Ein spezieller Moment, wie Rosenbaum berichtet, denn allein der Saal misst 60 mal 35 Meter. Der Verhandlungsort wurde in Leichtbauweise eigens für diesen Prozess gebaut, um genug Platz für alle Beteiligten zu haben. Im Saal gibt es je 100 Plätze für Presse und Zuschauer und 450 Plätze für die Nebenklage. Sachsen-Anhalts Justizministerin Franziska Weidinger (CDU) erwartet eines der größten Strafverfahren der deutschen Nachkriegsgeschichte.
“Vielen Zeugen wird die Dimension des Ganzen bei der Besichtigung noch mal so richtig bewusst und manchen macht das dann auch Angst”, erzählt Rosenbaum. “Für die sind auch die zu erwartenden Menschenmaßen eine enorme Belastung. Manche haben durch die Tat soziale Phobien oder Klaustrophobie entwickelt – Belastungsstörungen, die immer noch vorhanden sind.”

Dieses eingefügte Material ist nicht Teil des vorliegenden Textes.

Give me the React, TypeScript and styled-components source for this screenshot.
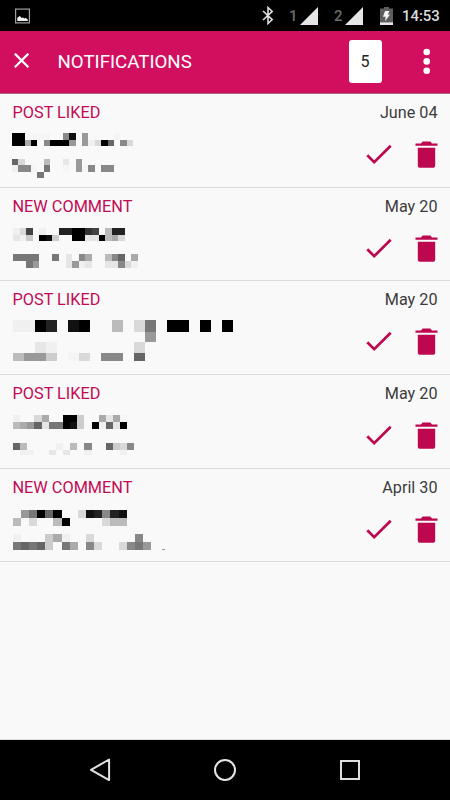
import React from "react";
import styled, { createGlobalStyle } from "styled-components";

const GlobalStyle = createGlobalStyle`
  * { box-sizing: border-box; }
  body { margin: 0; background: #f9f9f9; font-family: Roboto, "Liberation Sans", sans-serif; }
  svg { display: block; flex: none; }
`;

const Screen = styled.div`
  width: 450px;
  height: 800px;
  display: flex;
  flex-direction: column;
  background: #f9f9f9;
  overflow: hidden;
`;

const StatusBar = styled.header`
  height: 31px;
  flex: none;
  display: flex;
  align-items: center;
  justify-content: space-between;
  padding: 0 11px 0 15px;
  background: #000;
`;

const StatusGroup = styled.div`
  display: flex;
  align-items: center;
`;

const SimLabel = styled.span<{ $gap: number }>`
  width: 8px;
  margin-left: ${(p) => p.$gap}px;
  margin-right: 3px;
  font-size: 15px;
  line-height: 16px;
  font-weight: 500;
  color: #6a6a6a;
  text-align: center;
`;

const BatterySlot = styled.div`
  margin-left: 17px;
`;

const Clock = styled.time`
  width: 37px;
  margin-left: 9px;
  padding-top: 1px;
  font-size: 14.9px;
  line-height: 18px;
  font-weight: 500;
  color: #dcdcdc;
  white-space: nowrap;
`;

const AppBar = styled.div`
  height: 63px;
  flex: none;
  display: flex;
  align-items: center;
  padding: 0 19px 2px 14px;
  background: #d20f5f;
  border-bottom: 1px solid #a9647f;
`;

const BarButton = styled.button`
  padding: 0;
  border: 0;
  background: none;
`;

const Title = styled.h1`
  flex: 1;
  margin: 2px 0 0 27.5px;
  font-size: 18.7px;
  line-height: 24px;
  font-weight: 400;
  color: #fff;
`;

const Count = styled.span`
  width: 33px;
  height: 43px;
  margin-right: 41.5px;
  display: flex;
  align-items: center;
  justify-content: center;
  border-radius: 3px;
  background: #fff;
  color: #222;
  font-size: 16px;
`;

const List = styled.ul`
  flex: 1;
  margin: 0;
  padding: 0;
  list-style: none;
  border-bottom: 1px solid #dcdcdc;
`;

const Row = styled.li<{ $height: number }>`
  height: ${(p) => p.$height}px;
  display: grid;
  grid-template-columns: 1fr auto;
  grid-template-rows: 36px 1fr;
  border-bottom: 1px solid #dadada;
`;

const Kind = styled.h2`
  margin: 0;
  padding: 9px 0 0 12.5px;
  font-size: 16.3px;
  line-height: 20px;
  font-weight: 400;
  color: #c20a55;
`;

const DateLabel = styled.time`
  padding: 9px 12.5px 0 0;
  font-size: 16.2px;
  line-height: 20px;
  color: #3c3c3c;
  text-align: right;
`;

const Actions = styled.div`
  display: flex;
  justify-content: flex-end;
  align-items: flex-start;
  gap: 23.3px;
  padding: 11px 12px 0 0;
`;

const NavBar = styled.nav`
  height: 60px;
  flex: none;
  display: flex;
  justify-content: space-between;
  align-items: center;
  padding: 0 87px;
  background: #000;
`;

type Band = { x: number; y: number; cell: number; heights: number[]; rows: string[] };
type Item = { kind: string; date: string; height: number; bands: Band[] };

// Each character is the grey level of one block; a dot leaves the block empty.
const items: Item[] = [
  {
    kind: "POST LIKED", date: "June 04", height: 94,
    bands: [
      { x: 12, y: 3.3, cell: 6.37, heights: [6.4, 6.4], rows: ["00gggg..81.9....g", "00a0.80009.9fd06.8d"] },
      { x: 12, y: 29, cell: 6.37, heights: [6.4, 6.3, 6], rows: ["6d...b..e.9", "f88g.7..g.9g8.88", "....7"] },
    ],
  },
  {
    kind: "NEW COMMENT", date: "May 20", height: 93,
    bands: [
      { x: 13, y: 4, cell: 6.58, heights: [6.6, 6.4], rows: ["fd4.f..220034.b22", "efg.01c..00ee0bad"] },
      { x: 13, y: 4 + 6.6, cell: 6.58, heights: [6.4], rows: ["..c"] },
      { x: 13, y: 30, cell: 6.58, heights: [6.8, 6.8], rows: ["7777..7.e.8a..b86.a", "..79....e9fe..ee8df"] },
    ],
  },
  {
    kind: "POST LIKED", date: "May 20", height: 94,
    bands: [
      { x: 13, y: 3.3, cell: 10.98, heights: [11.4, 10.6, 11, 7.6], rows: ["ff02.10..b.d7.00.0.0", "............9", "..ef.......d", "b99c.gd.88.6"] },
    ],
  },
  {
    kind: "POST LIKED", date: "May 20", height: 94,
    bands: [
      { x: 13, y: 3.7, cell: 7.14, heights: [7.3, 7], rows: ["f..da..00c..aeag", "ba96e7701c.0f6e0"] },
      { x: 13, y: 32, cell: 7.14, heights: [7.3, 4.7], rows: ["6b....f.b.8..6cd8", ".ff..e.e..f....f"] },
    ],
  },
  {
    kind: "NEW COMMENT", date: "April 30", height: 93,
    bands: [
      { x: 12.7, y: 4.7, cell: 8.14, heights: [8, 8], rows: [".97060..d12821", "b.d..b0....dbb"] },
      { x: 12.7, y: 29, cell: 8.14, heights: [8, 7.7], rows: ["f...caf..d.....8", "7676c.7a.8d..d879"] },
      { x: 162, y: 44.3, cell: 3, heights: [1], rows: ["9"] },
    ],
  },
];

const shade = (c: string) => {
  if (c === "g") return "#f5f5f5";
  if (c === "f") return "#f0f0f0";
  if (c === "e") return "#e6e6e6";
  if (c === "d") return "#d9d9d9";
  return `#${c}${c}${c}`;
};

function Mosaic({ bands }: { bands: Band[] }) {
  return (
    <svg width="250" height="52" viewBox="0 0 250 52" shapeRendering="crispEdges" aria-hidden="true">
      {bands.flatMap((band, b) =>
        band.rows.flatMap((row, r) => {
          const y = band.y + band.heights.slice(0, r).reduce((a, h) => a + h, 0);
          return [...row].map((c, i) =>
            c === "." ? null : (
              <rect
                key={`${b}-${r}-${i}`}
                x={band.x + i * band.cell}
                y={y}
                width={band.cell}
                height={band.heights[r]}
                fill={shade(c)}
              />
            ),
          );
        }),
      )}
    </svg>
  );
}

const CheckIcon = () => (
  <svg width="26" height="28" viewBox="0 0 26 28">
    <path d="M1.3 14.3 8.2 21.2 24.7 4.7" fill="none" stroke="#bd0850" strokeWidth="2.7" />
  </svg>
);

const TrashIcon = () => (
  <svg width="23" height="28" viewBox="0 0 23 28" fill="#bd0850">
    <path d="M.5 2.6H6L7.6.4h7.8L17 2.6h5.5v2.2H.5zM2.8 6.8h17.4v17.4q0 2.6-2.6 2.6H5.4q-2.6 0-2.6-2.6z" />
  </svg>
);

const CloseIcon = () => (
  <svg width="16" height="16" viewBox="0 0 16 16">
    <path d="M.8.6 14.4 14.2M14.4.6.8 14.2" stroke="#fff" strokeWidth="2.2" />
  </svg>
);

const MoreIcon = () => (
  <svg width="8" height="27" viewBox="0 0 8 27" fill="#fff">
    <circle cx="3.7" cy="4" r="3.3" />
    <circle cx="3.7" cy="13.4" r="3.3" />
    <circle cx="3.7" cy="22.8" r="3.3" />
  </svg>
);

const PictureIcon = () => (
  <svg width="15" height="16" viewBox="0 0 15 16">
    <rect x=".6" y="1.1" width="13.8" height="13.8" fill="none" stroke="#a2a2a2" strokeWidth="1.2" />
    <path d="M2.3 13V9.8L4.8 8l2 2.1L8 9.5l1.4 1 1.2-.8 2.2 1.8V13z" fill="#eee" />
  </svg>
);

const BluetoothIcon = () => (
  <svg width="12" height="19" viewBox="0 0 12 19">
    <path d="M1 5 10.2 13.6 6 17.5V1.5l4.2 3.9L1 14" fill="none" stroke="#dedede" strokeWidth="1.6" />
  </svg>
);

const SignalIcon = () => (
  <svg width="18" height="18" viewBox="0 0 18 18">
    <path d="M18 0V18H0z" fill="#e6e6e6" />
  </svg>
);

const BatteryIcon = () => (
  <svg width="13" height="18" viewBox="0 0 13 18">
    <path d="M4 0h5v1.6h4V18H0V1.6h4z" fill="#5e5e5e" />
    <path d="M0 15.4h13V18H0z" fill="#e6e6e6" />
    <path d="M5 4h4.5L7.8 7.5H10L5 14.3l.7-4.5H3z" fill="#f4f4f4" />
  </svg>
);

const BackIcon = () => (
  <svg width="26" height="26" viewBox="0 0 26 26">
    <path d="M4 12.8 22.1 2.5V23.1z" fill="none" stroke="#e2e2e2" strokeWidth="2" strokeLinejoin="round" />
  </svg>
);

const HomeIcon = () => (
  <svg width="24" height="24" viewBox="0 0 24 24">
    <circle cx="12" cy="12" r="10" fill="none" stroke="#e4e4e4" strokeWidth="2" />
  </svg>
);

const RecentsIcon = () => (
  <svg width="26" height="26" viewBox="0 0 26 26">
    <rect x="4" y="4" width="18" height="18" fill="none" stroke="#dedede" strokeWidth="2" />
  </svg>
);

export default function App() {
  return (
    <Screen>
      <GlobalStyle />
      <StatusBar>
        <PictureIcon />
        <StatusGroup>
          <BluetoothIcon />
          <SimLabel $gap={15}>1</SimLabel>
          <SignalIcon />
          <SimLabel $gap={16}>2</SimLabel>
          <SignalIcon />
          <BatterySlot>
            <BatteryIcon />
          </BatterySlot>
          <Clock>14:53</Clock>
        </StatusGroup>
      </StatusBar>
      <AppBar>
        <BarButton aria-label="Close"><CloseIcon /></BarButton>
        <Title>NOTIFICATIONS</Title>
        <Count>5</Count>
        <BarButton aria-label="More options"><MoreIcon /></BarButton>
      </AppBar>
      <List>
        {items.map((item, i) => (
          <Row key={i} $height={item.height}>
            <Kind>{item.kind}</Kind>
            <DateLabel>{item.date}</DateLabel>
            <Mosaic bands={item.bands} />
            <Actions>
              <BarButton aria-label="Mark as read"><CheckIcon /></BarButton>
              <BarButton aria-label="Delete"><TrashIcon /></BarButton>
            </Actions>
          </Row>
        ))}
      </List>
      <NavBar>
        <BackIcon />
        <HomeIcon />
        <RecentsIcon />
      </NavBar>
    </Screen>
  );
}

Wer als Zeuge zum Prozess geladen wird, bekommt gleichzeitig die Information, dass es eine Zeugenbetreuung gibt. Manche melden sich dann direkt bei Rosenbaum und ihrem Team, andere erst im Prozess. In Vorgesprächen hört sich Rosenbaum die Fragen und Ängste an, auch um später gegebenenfalls die Richter zu sensibilisieren. “Dann kläre ich natürlich auch auf, was die Rechte und Pflichten von Zeugen sind. Dass sie auch Unterbrechungen haben können”, sagt Rosenbaum. Sie hat eine ruhige und klare Art. “Ich erläutere die Abläufe, wer wo sitzt, wie so eine Gerichtsverhandlung und Zeugenvernehmung abläuft.”

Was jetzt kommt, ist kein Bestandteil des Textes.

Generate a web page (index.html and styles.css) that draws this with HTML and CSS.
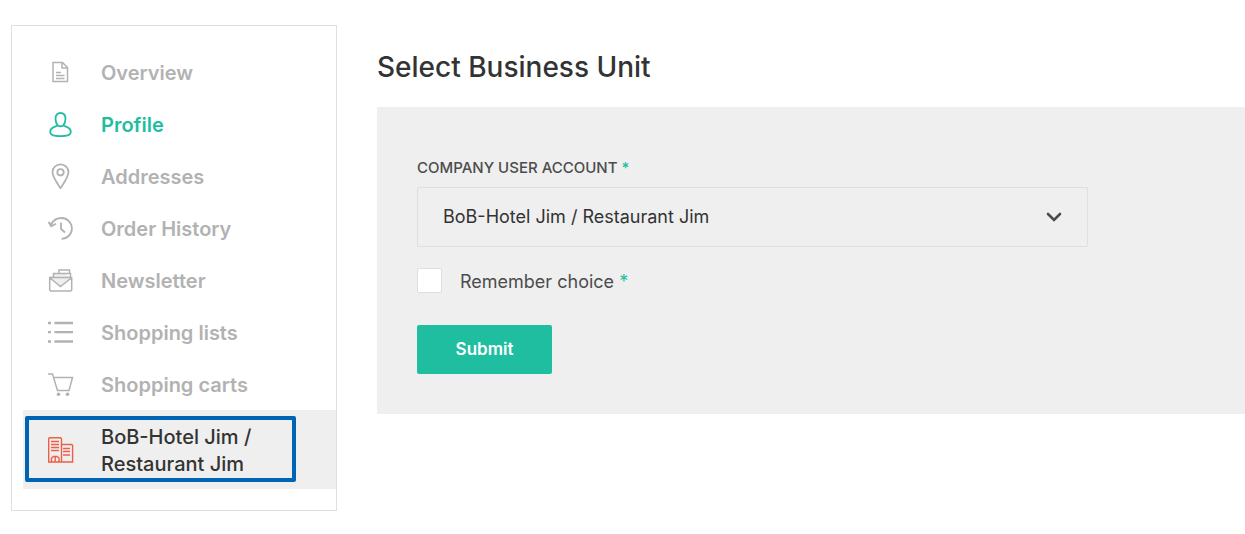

Dazu gehört auch die Info, dass der Angeklagte den Zeugen Fragen stellen darf, wenn sie im Zeugenstand sitzen. “Das wissen nicht alle und sagen dann: ‘Ich will das nicht!’ Dann erkläre ich ihnen, dass es zu seinen Rechten gehört. Er aber natürlich nicht mit irgendwelchen Kommentaren die Verhandlung stören darf, und dass der Richter das dann auch unterbindet.” Das sei auch eine Sorge, die viele Zeugen umtreibe: “Dass der Angeklagte den Prozess als Bühne benutzt.”
In den Zeugenstand während der Verhandlung müssen die Zeugen nicht allein. Rosenbaum oder jemand aus ihrem Team sitzt direkt daneben. “Wer möchte, bekommt Hilfsmittel von uns zum Stressabbau, etwa Akupressurringe oder irgendwas zum Knautschen.” Eines ist allerdings während der Zeugenbefragung für die Zeugenbegleiter tabu: “Keine Berührung, kein Streicheln oder Handauflegen – auch wenn der Zeuge zu weinen beginnt. Denn das könnte eine suggestive Wirkung haben und unzulässig die Aussage beeinflussen.”

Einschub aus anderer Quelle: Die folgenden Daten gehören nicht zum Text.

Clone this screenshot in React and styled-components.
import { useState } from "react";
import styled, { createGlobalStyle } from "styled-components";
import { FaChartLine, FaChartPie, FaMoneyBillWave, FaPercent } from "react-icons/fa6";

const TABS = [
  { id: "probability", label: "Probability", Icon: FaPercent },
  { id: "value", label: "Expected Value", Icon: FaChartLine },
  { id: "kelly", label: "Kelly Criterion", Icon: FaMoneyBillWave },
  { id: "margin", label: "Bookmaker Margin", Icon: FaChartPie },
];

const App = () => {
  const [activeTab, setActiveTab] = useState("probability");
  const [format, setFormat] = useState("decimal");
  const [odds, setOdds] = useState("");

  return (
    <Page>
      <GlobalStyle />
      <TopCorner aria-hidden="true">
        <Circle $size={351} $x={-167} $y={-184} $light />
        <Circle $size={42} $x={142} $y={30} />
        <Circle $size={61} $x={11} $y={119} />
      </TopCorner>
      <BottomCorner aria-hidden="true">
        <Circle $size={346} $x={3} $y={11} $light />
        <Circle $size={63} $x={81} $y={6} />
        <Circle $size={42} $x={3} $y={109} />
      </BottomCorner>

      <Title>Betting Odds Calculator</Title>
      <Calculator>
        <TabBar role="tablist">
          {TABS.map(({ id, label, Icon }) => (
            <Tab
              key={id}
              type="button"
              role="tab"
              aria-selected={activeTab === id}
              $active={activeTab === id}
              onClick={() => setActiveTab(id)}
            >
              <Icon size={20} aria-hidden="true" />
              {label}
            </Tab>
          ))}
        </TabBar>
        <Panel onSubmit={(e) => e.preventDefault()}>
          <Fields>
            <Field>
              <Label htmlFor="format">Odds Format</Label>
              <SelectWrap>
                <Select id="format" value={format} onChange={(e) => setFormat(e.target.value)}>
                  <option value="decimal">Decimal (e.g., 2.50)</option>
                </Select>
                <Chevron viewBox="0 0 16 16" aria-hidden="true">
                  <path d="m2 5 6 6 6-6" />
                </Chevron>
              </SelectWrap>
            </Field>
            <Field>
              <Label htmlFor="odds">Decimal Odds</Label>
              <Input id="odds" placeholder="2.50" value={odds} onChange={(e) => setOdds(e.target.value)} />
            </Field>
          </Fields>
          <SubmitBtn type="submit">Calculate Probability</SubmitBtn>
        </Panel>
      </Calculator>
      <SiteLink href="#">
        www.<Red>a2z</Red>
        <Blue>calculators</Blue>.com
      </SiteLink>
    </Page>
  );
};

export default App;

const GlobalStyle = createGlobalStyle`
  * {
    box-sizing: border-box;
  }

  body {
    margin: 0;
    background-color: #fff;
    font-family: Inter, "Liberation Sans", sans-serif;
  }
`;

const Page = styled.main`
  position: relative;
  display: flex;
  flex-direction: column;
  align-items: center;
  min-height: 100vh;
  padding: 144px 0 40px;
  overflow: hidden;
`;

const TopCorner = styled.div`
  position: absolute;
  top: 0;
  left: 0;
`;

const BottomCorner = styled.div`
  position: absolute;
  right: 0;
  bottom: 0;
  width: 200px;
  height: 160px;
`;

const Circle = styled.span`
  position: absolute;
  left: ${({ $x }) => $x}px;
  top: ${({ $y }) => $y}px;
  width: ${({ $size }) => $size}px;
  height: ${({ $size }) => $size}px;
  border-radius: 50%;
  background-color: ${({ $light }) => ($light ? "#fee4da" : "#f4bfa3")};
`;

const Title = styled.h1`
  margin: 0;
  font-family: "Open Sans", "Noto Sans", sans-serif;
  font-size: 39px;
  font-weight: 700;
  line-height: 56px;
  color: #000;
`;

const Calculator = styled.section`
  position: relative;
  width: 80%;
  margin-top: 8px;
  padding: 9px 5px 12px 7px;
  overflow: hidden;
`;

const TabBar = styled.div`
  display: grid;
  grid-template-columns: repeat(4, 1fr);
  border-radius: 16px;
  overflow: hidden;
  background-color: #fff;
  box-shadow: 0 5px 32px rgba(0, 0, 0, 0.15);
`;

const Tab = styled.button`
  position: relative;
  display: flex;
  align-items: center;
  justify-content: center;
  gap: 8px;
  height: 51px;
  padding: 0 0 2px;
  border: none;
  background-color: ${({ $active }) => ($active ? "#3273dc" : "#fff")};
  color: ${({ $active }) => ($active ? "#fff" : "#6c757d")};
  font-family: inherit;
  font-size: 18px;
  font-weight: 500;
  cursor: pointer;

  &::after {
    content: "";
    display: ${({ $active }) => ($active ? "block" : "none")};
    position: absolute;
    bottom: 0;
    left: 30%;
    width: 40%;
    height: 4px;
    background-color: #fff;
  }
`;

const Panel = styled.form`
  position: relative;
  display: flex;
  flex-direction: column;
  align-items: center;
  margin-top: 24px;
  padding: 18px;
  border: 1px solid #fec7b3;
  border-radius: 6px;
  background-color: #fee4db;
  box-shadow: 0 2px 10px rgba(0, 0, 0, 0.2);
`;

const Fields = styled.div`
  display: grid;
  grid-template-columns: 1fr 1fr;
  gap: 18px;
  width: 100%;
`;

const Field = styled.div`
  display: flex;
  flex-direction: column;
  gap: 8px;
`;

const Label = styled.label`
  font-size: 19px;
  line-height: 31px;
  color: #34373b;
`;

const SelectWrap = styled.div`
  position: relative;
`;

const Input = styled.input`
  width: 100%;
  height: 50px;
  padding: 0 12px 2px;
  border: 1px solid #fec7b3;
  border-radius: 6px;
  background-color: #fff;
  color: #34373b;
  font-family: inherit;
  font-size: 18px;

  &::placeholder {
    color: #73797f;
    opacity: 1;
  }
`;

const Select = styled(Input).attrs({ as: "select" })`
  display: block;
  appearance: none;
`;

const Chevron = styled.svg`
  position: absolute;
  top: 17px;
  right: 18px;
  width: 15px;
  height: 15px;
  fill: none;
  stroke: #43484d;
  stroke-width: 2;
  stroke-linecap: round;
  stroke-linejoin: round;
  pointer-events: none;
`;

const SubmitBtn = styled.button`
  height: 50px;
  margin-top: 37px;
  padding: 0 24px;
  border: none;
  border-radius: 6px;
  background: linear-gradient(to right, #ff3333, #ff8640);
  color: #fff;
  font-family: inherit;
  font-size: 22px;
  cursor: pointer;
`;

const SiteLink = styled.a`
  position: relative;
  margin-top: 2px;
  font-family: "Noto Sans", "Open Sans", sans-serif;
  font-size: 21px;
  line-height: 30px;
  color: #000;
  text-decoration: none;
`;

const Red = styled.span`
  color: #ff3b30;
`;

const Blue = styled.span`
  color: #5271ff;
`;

Bis Mitte März sind 47 Verhandlungstage angesetzt, in der Regel drei pro Woche. “Teils mit 10 bis 12 Zeugen pro Tag – da haben wir viel zu tun”, berichtet Rosenbaum. “Da ist es wichtig, dass wir uns am Ende des Tages als Team auch noch mal gutes Feedback geben und uns für den nächsten Tag positiv pushen.” Trotz allem professionellen Umgang sei man natürlich tagtäglich mit sehr viel Leid und emotionaler Belastung konfrontiert.
“Also ich empfinde kein Mitleid, sondern Mitgefühl. Das ist etwas anderes. Ich will nicht mit den Zeugen leiden”, erklärt Rosenbaum ihren Umgang mit dem Ganzen. “Natürlich sind die Sachen teilweise emotional belastend, aber die spielen glücklicherweise dann in meinem Privatleben keine Rolle mehr.” Selbstfürsorge sei in diesem Job schon wichtig. Rosenbaum nutzt dafür professionelle Beratung, aber vor allem ihre Partnerschaft und Freunde seien ein elementar wichtiger Gegenpol.